Но кому он был нужен в гимназии, этот бедняк, от природы сдержанный, замкнутый, гордый? Дети коммерсантов, маклеров, адвокатов, зубных врачей, практичные дети практичных родителей — зачем им было водиться с этим сыном разорившегося лавочника? И можно ли было его понять и серьезно к нему относиться, если на обычные вопросы о будущем он отвечал без тени улыбки: «Буду попом»? Вот если бы знать заранее, если бы можно было предвидеть, кем ему суждено стать — о, тогда совсем другое дело, тогда они подсели бы поближе, набились бы в друзья, запомнили бы и первые стихи, и название первой пьесы, и каждый час, каждую минуту, проведенную в обществе Чехова, потому что, как это выяснится на исходе жизни, только это время и стоило вспоминать, только оно одно имело историческую ценность. Вот уж воистину: «Если бы знать… если бы знать!»
Министр народного просвещения, инспектировавший гимназию, сделал директору внушение: «В Университет… должны попадать только исключительные молодые люди, нужные для государства и общества; для заурядных людей существуют другие учебные заведения, которые также готовят к полезной и честной работе, но в пределах обывательского мировоззрения».

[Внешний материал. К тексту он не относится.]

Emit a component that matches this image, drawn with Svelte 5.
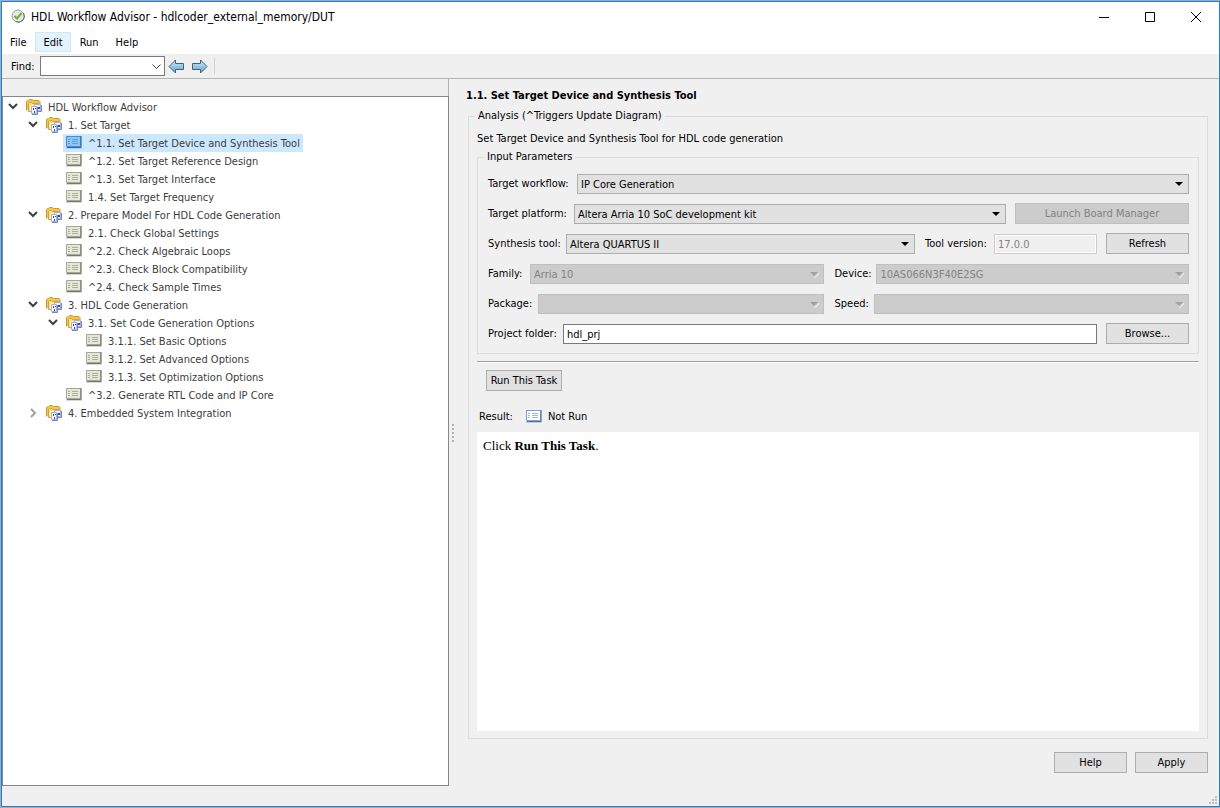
<script>
	let menus = ['File', 'Edit', 'Run', 'Help'];

	let tree = [
		{
			label: 'HDL Workflow Advisor',
			open: true,
			children: [
				{
					label: '1. Set Target',
					open: true,
					children: [
						{ label: '^1.1. Set Target Device and Synthesis Tool' },
						{ label: '^1.2. Set Target Reference Design' },
						{ label: '^1.3. Set Target Interface' },
						{ label: '1.4. Set Target Frequency' }
					]
				},
				{
					label: '2. Prepare Model For HDL Code Generation',
					open: true,
					children: [
						{ label: '2.1. Check Global Settings' },
						{ label: '^2.2. Check Algebraic Loops' },
						{ label: '^2.3. Check Block Compatibility' },
						{ label: '^2.4. Check Sample Times' }
					]
				},
				{
					label: '3. HDL Code Generation',
					open: true,
					children: [
						{
							label: '3.1. Set Code Generation Options',
							open: true,
							children: [
								{ label: '3.1.1. Set Basic Options' },
								{ label: '3.1.2. Set Advanced Options' },
								{ label: '3.1.3. Set Optimization Options' }
							]
						},
						{ label: '^3.2. Generate RTL Code and IP Core' }
					]
				},
				{ label: '4. Embedded System Integration', open: false, children: [] }
			]
		}
	];

	let selected = $state('^1.1. Set Target Device and Synthesis Tool');
	let find = $state('');
	let folder = $state('hdl_prj');
</script>

{#snippet folderIcon()}
	<svg class="icon" viewBox="0 0 16 16" aria-hidden="true">
		<path d="M.5 11.500V2.500l1-1h1l1-1h3l1 1h5.500l1 1v3" fill="#f3c64c" stroke="#cb982c" />
		<path d="M2.500 12.500v-8l1-1h2l1 1h6.500l1 1v7z" fill="#fbe08a" stroke="#cfa240" />
		<path d="M4.500 12V6.500h8" fill="none" stroke="#fff3c4" />
		<path d="M8.500 5.500h6v6h-6z" fill="#f0f3fd" stroke="#a3b1dd" />
		<path d="M15.500 6v6.500H12" fill="none" stroke="#7285c4" />
		<path d="M5.500 7.500h5v7h-5z" fill="#f8f9ff" stroke="#a3b1dd" />
		<path d="M11.500 8v7.500H6" fill="none" stroke="#7285c4" />
		<path d="M7 9h1v2H7zM12 8h2v2h-2zM9 9h1v1H9zM8 12h1v2H8z" fill="#3a4690" />
	</svg>
{/snippet}

{#snippet taskIcon(kind)}
	<svg class="icon {kind}" viewBox="0 0 16 16" aria-hidden="true">
		<path class="shade" d="M0 1h16v13H0z" />
		<path class="page" d="M.5 1.500h14v10H.5z" />
		<path class="edge" d="M15 1v11.500H1" />
		<path class="lines" d="M2 4.500h2M2 6.500h2M2 8.500h2M6 4.500h6M6 6.500h6M6 8.500h6" />
	</svg>
{/snippet}

{#snippet combo(id, value, disabled)}
	<div class="combo">
		<select {id} {disabled}>
			<option>{value}</option>
		</select>
		<svg class:disabled viewBox="0 0 9 6" aria-hidden="true">
			<path class="light" d="M8 1v1L5 5H4l1 1 4-4z" />
			<path class="tri" d="M0 0h8L4 4z" />
		</svg>
	</div>
{/snippet}

{#snippet nodes(items)}
	<ul>
		{#each items as item}
			<li>
				<div class="row">
					{#if item.children}
						<button class="toggle" class:closed={!item.open} aria-label="Toggle {item.label}">
							<svg viewBox="0 0 10 10" aria-hidden="true">
								{#if item.open}
									<path d="M1 2 5 6 9 2" />
								{:else}
									<path d="M3 1 7 5 3 9" />
								{/if}
							</svg>
						</button>
					{:else}
						<span class="toggle"></span>
					{/if}
					<button
						class="node"
						class:selected={selected === item.label}
						onclick={() => (selected = item.label)}
					>
						{#if item.children}
							{@render folderIcon()}
						{:else}
							{@render taskIcon(selected === item.label ? 'active' : 'idle')}
						{/if}
						<span>{item.label}</span>
					</button>
				</div>
				{#if item.open}
					{@render nodes(item.children)}
				{/if}
			</li>
		{/each}
	</ul>
{/snippet}

<div class="desktop">
	<div class="window">
		<header>
			<svg class="icon" viewBox="0 0 16 16" aria-hidden="true">
				<circle cx="8" cy="7" r="6" fill="#e3e8e0" stroke="#9aa09a" />
				<path d="M13.500 4a6 6 0 0 1-8 8.500" fill="none" stroke="#6b716b" />
				<path d="M4.500 7 7 9.500 11.500 4" fill="none" stroke="#6bb23c" stroke-width="2" />
			</svg>
			<h1>HDL Workflow Advisor - hdlcoder_external_memory/DUT</h1>
			<div class="controls">
				<button aria-label="Minimize">
					<svg viewBox="0 0 11 11"><path d="M0 5.500h10" /></svg>
				</button>
				<button aria-label="Maximize">
					<svg viewBox="0 0 11 11"><path d="M.5.5h9v9h-9z" /></svg>
				</button>
				<button aria-label="Close">
					<svg viewBox="0 0 11 11"><path d="M0 0l10 10M10 0L0 10" /></svg>
				</button>
			</div>
		</header>

		<nav>
			{#each menus as menu}
				<button class:hover={menu === 'Edit'}>{menu}</button>
			{/each}
		</nav>

		<div class="toolbar">
			<label for="find">Find:</label>
			<div class="find">
				<input id="find" type="text" bind:value={find} />
				<svg viewBox="0 0 9 6" aria-hidden="true"><path d="M.5.5l4 4 4-4" /></svg>
			</div>
			<button aria-label="Find previous">
				<svg viewBox="0 0 17 15" aria-hidden="true">
					<defs>
						<linearGradient id="arrow" x1="0" y1="0" x2="0" y2="1">
							<stop offset="0" stop-color="#d5ecf9" />
							<stop offset="1" stop-color="#5c9fcc" />
						</linearGradient>
					</defs>
					<path d="M1 7.500 7.500 1v3.500h8v6h-8V14z" fill="url(#arrow)" stroke="#3f6482" />
				</svg>
			</button>
			<button aria-label="Find next">
				<svg viewBox="0 0 17 15" aria-hidden="true">
					<path d="M16 7.500 9.500 1v3.500h-8v6h8V14z" fill="url(#arrow)" stroke="#3f6482" />
				</svg>
			</button>
			<span class="divider"></span>
		</div>

		<div class="body">
			<aside>
				<div class="columnhead"></div>
				<div class="tree">
					{@render nodes(tree)}
				</div>
			</aside>

			<div class="splitter">
				<i></i><i></i><i></i><i></i><i></i>
			</div>

			<main>
				<h2>1.1. Set Target Device and Synthesis Tool</h2>

				<fieldset class="analysis">
					<legend>Analysis (^Triggers Update Diagram)</legend>
					<p class="about">Set Target Device and Synthesis Tool for HDL code generation</p>

					<fieldset class="params">
						<legend>Input Parameters</legend>
						<div class="field workflow">
							<label for="workflow">Target workflow:</label>
							{@render combo('workflow', 'IP Core Generation', false)}
						</div>
						<div class="field platform">
							<label for="platform">Target platform:</label>
							{@render combo('platform', 'Altera Arria 10 SoC development kit', false)}
							<button class="push" disabled>Launch Board Manager</button>
						</div>
						<div class="field tool">
							<label for="tool">Synthesis tool:</label>
							{@render combo('tool', 'Altera QUARTUS II', false)}
							<label for="version">Tool version:</label>
							<input id="version" type="text" value="17.0.0" disabled />
							<button class="push">Refresh</button>
						</div>
						<div class="field family">
							<label for="family">Family:</label>
							{@render combo('family', 'Arria 10', true)}
							<label for="device">Device:</label>
							{@render combo('device', '10AS066N3F40E2SG', true)}
						</div>
						<div class="field package">
							<label for="package">Package:</label>
							{@render combo('package', '', true)}
							<label for="speed">Speed:</label>
							{@render combo('speed', '', true)}
						</div>
						<div class="field folder">
							<label for="folder">Project folder:</label>
							<input id="folder" type="text" bind:value={folder} />
							<button class="push">Browse...</button>
						</div>
					</fieldset>

					<hr />

					<button class="push run">Run This Task</button>

					<div class="result">
						<span>Result:</span>
						{@render taskIcon('notrun')}
						<span>Not Run</span>
					</div>

					<div class="report">Click <b>Run This Task</b>.</div>
				</fieldset>

				<div class="actions">
					<button class="push">Help</button>
					<button class="push">Apply</button>
				</div>
			</main>
		</div>

		<svg class="grip" viewBox="0 0 8 8" aria-hidden="true">
			<path d="M6 0h2v2H6zM3 3h2v2H3zM6 3h2v2H6zM0 6h2v2H0zM3 6h2v2H3zM6 6h2v2H6z" />
		</svg>
	</div>
</div>

<style>
	:global(body) {
		margin: 0;
	}

	.desktop {
		box-sizing: border-box;
		display: flex;
		min-height: 100vh;
		padding: 1px 0 1px 1px;
		background: #a8acb0;
		font-family: 'DejaVu Sans Condensed', 'Noto Sans', sans-serif;
		font-size: 11px;
		line-height: 14px;
		color: #000;
	}

	.window {
		position: relative;
		flex: 1;
		min-width: 0;
		display: flex;
		flex-direction: column;
		border: 1px solid #1883d7;
		background: #f0f0f0;
	}

	button,
	input,
	select {
		box-sizing: border-box;
		margin: 0;
		font: inherit;
		color: inherit;
	}

	button {
		padding: 0;
		border: 0;
		background: none;
	}

	.icon {
		flex: none;
		width: 16px;
		height: 16px;
	}

	header {
		display: flex;
		align-items: center;
		height: 30px;
		padding-left: 8px;
		background: #fff;
	}

	h1 {
		flex: 1;
		margin: 0 0 0 5px;
		font-size: 12px;
		font-weight: normal;
		line-height: 16px;
	}

	.controls {
		display: flex;
	}

	.controls button {
		display: grid;
		place-items: center;
		width: 46px;
		height: 28px;
	}

	.controls svg {
		width: 11px;
		height: 11px;
		fill: none;
		stroke: #000;
	}

	nav {
		display: flex;
		gap: 1px;
		height: 20px;
		padding-bottom: 2px;
		background: #fff;
	}

	nav button {
		padding: 2px 7px 0;
		border: 1px solid transparent;
	}

	nav .hover {
		border-color: #cce8ff;
		background: #e5f3ff;
	}

	.toolbar {
		display: flex;
		align-items: center;
		height: 24px;
		padding-left: 9px;
		border-bottom: 1px solid #b4b4b4;
	}

	.toolbar label {
		width: 29px;
		padding-top: 2px;
	}

	.find {
		position: relative;
		width: 125px;
		margin-right: 3px;
	}

	.find input {
		display: block;
		width: 100%;
		height: 20px;
		border: 1px solid #7a7a7a;
		background: #fff;
	}

	.find svg {
		position: absolute;
		right: 4px;
		top: 8px;
		width: 9px;
		height: 6px;
		fill: none;
		stroke: #444;
	}

	.toolbar button {
		width: 17px;
		height: 15px;
		margin-right: 6px;
	}

	.toolbar button svg {
		display: block;
	}

	.divider {
		width: 1px;
		height: 16px;
		background: #d0d0d0;
	}

	.body {
		flex: 1;
		display: flex;
		padding-bottom: 20px;
	}

	aside {
		flex: 0 0 447px;
		display: flex;
		flex-direction: column;
	}

	.columnhead {
		height: 17px;
		box-sizing: border-box;
		border-right: 1px solid #b4b4b4;
	}

	.tree {
		flex: 1;
		padding-top: 1px;
		border: 1px solid #828790;
		background: #fff;
		color: #3c3c3c;
	}

	ul {
		margin: 0;
		padding: 0;
		list-style: none;
	}

	ul :global(ul) {
		padding-left: 20px;
	}

	.row {
		display: flex;
		height: 18px;
	}

	.toggle {
		display: grid;
		place-items: center;
		width: 20px;
	}

	.toggle svg {
		width: 10px;
		height: 10px;
		fill: none;
		stroke: #404040;
		stroke-width: 2;
	}

	.toggle.closed svg {
		stroke: #a0a0a0;
	}

	.node {
		display: flex;
		align-items: center;
		gap: 6px;
		padding: 0 3px;
		white-space: nowrap;
	}

	.node span {
		padding-top: 1px;
	}

	.node.selected {
		background: #cce8ff;
	}

	.idle .shade {
		fill: #d8d8d8;
	}

	.idle .page {
		fill: #e4e6d8;
		stroke: #a4a88c;
	}

	.idle .edge {
		fill: none;
		stroke: #77796e;
	}

	.idle .lines {
		stroke: #adaea6;
	}

	.active .shade {
		fill: #a9d2f8;
	}

	.active .page {
		fill: #8ec6fa;
		stroke: #4a8ad6;
	}

	.active .edge {
		fill: none;
		stroke: #35689f;
	}

	.active .lines {
		stroke: #62a0d8;
	}

	.notrun .shade {
		fill: #c8cddc;
	}

	.notrun .page {
		fill: #fff;
		stroke: #7aa0e0;
	}

	.notrun .edge {
		fill: none;
		stroke: #5a6ea8;
	}

	.notrun .lines {
		stroke: #a8bcc0;
	}

	.splitter {
		flex: 0 0 8px;
		display: flex;
		flex-direction: column;
		align-items: center;
		justify-content: center;
		gap: 2px;
	}

	.splitter i {
		width: 2px;
		height: 2px;
		background: #b0b0b0;
	}

	main {
		flex: 1;
		min-width: 0;
		display: flex;
		flex-direction: column;
		padding: 10px 11px 13px 9px;
	}

	h2 {
		margin: 0 0 6px;
		font-size: 11px;
		line-height: 14px;
	}

	fieldset {
		min-width: 0;
		margin: 0;
		border: 1px solid #dcdcdc;
	}

	legend {
		margin-left: -2px;
		padding: 0 3px;
	}

	.analysis {
		flex: 1;
		display: flex;
		flex-direction: column;
		margin-left: 2px;
		padding: 9px 8px 7px;
	}

	.about {
		margin: 0 0 4px;
	}

	.params {
		padding: 9px 9px 9px 10px;
	}

	.params legend {
		margin-left: -4px;
	}

	.field {
		display: grid;
		align-items: center;
		height: 21px;
		margin-bottom: 9px;
	}

	.field:last-child {
		margin-bottom: 0;
	}

	.field label {
		padding-top: 1px;
	}

	.workflow {
		grid-template-columns: 89px 1fr;
	}

	.platform {
		grid-template-columns: 86px 1fr 9px 174px;
	}

	.platform .push {
		grid-column: 4;
	}

	.tool {
		grid-template-columns: 78px 1fr 10px 69px 103px 9px 83px;
	}

	.tool label:nth-of-type(2) {
		grid-column: 4;
	}

	.tool .push {
		grid-column: 7;
	}

	.family {
		grid-template-columns: 42px 294fr 10px 42px 312fr;
	}

	.package {
		grid-template-columns: 50px 286fr 10px 40px 314fr;
	}

	.family label:nth-of-type(2),
	.package label:nth-of-type(2) {
		grid-column: 4;
	}

	.folder {
		grid-template-columns: 75px 1fr 9px 83px;
	}

	.folder .push {
		grid-column: 4;
	}

	.combo {
		position: relative;
	}

	select {
		appearance: none;
		display: block;
		width: 100%;
		height: 20px;
		padding: 2px 20px 0 3px;
		border: 1px solid #adadad;
		border-radius: 0;
		background: #e1e1e1;
	}

	select:disabled {
		border-color: #bfbfbf;
		background: #ccc;
		color: #838383;
		opacity: 1;
	}

	.combo svg {
		position: absolute;
		right: 5px;
		top: 8px;
		width: 9px;
		height: 6px;
		pointer-events: none;
	}

	.combo .light {
		fill: none;
	}

	.combo .disabled .light {
		fill: #fff;
	}

	.combo .disabled .tri {
		fill: #a0a0a0;
	}

	.field input {
		width: 100%;
		height: 20px;
		padding: 2px 3px 0;
		border: 1px solid #7a7a7a;
		background: #fff;
	}

	.field input:disabled {
		border-color: #ccc;
		background: #f0f0f0;
		box-shadow: inset 0 0 0 1px #fff;
		color: #838383;
	}

	.push {
		height: 21px;
		padding-top: 1px;
		border: 1px solid #adadad;
		background: #e1e1e1;
	}

	.push:disabled {
		border-color: #bfbfbf;
		background: #ccc;
		color: #838383;
	}

	hr {
		width: 100%;
		height: 1px;
		margin: 7px 0;
		border: 0;
		border-top: 1px solid #a0a0a0;
		background: #fff;
	}

	.run {
		align-self: flex-start;
		width: 76px;
		margin-left: 9px;
	}

	.result {
		display: flex;
		align-items: center;
		height: 16px;
		margin: 18px 0 7px 2px;
	}

	.result .icon {
		margin: 0 6px 0 13px;
	}

	.report {
		flex: 1;
		padding: 6px;
		background: #fff;
		font: 13px/16px 'Liberation Serif', serif;
	}

	.actions {
		display: flex;
		justify-content: flex-end;
		gap: 8px;
		margin-top: 13px;
	}

	.actions .push {
		width: 73px;
	}

	.grip {
		position: absolute;
		right: 2px;
		bottom: 2px;
		width: 8px;
		height: 8px;
		fill: #bfbfbf;
	}
</style>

Министр нашел, что выпуски в таганрогской гимназии были слишком многолюдными и что среди старшеклассников было слишком много заурядных людей.
Если слова, сказанные одним из персонажей «Человека в футляре», изъять из контекста и отнести к реальной жизни, то впечатление получится однотонным и мрачным, какого у самого Чехова не было: «Эх, господа, как вы можете тут жить! Атмосфера у вас удушающая, поганая. Разве вы педагоги, учителя? Вы чинодралы, у вас не храм науки, а управа благочиния, и кислятиной воняет, как из полицейской будки».
А чаще всего так и делается, хотя известны другие чеховские суждения, имеющие прямой автобиографический смысл.
В 1888 году Чехов познакомился с московским учителем Козачковым, человеком забитым, запуганным циркулярами, горько жаловавшимся на начальство, которое педагогов переделало в фельдфебелей. «Оба мы полиберальничали, поговорили о юге (оказались земляками), повздыхали… Когда я ему сказал: — А как свободно дышится в наших южных гимназиях! — он безнадежно махнул рукой и ушел». Уйти-то ушел, но запомнился, попал в круг прообразов Человека в футляре.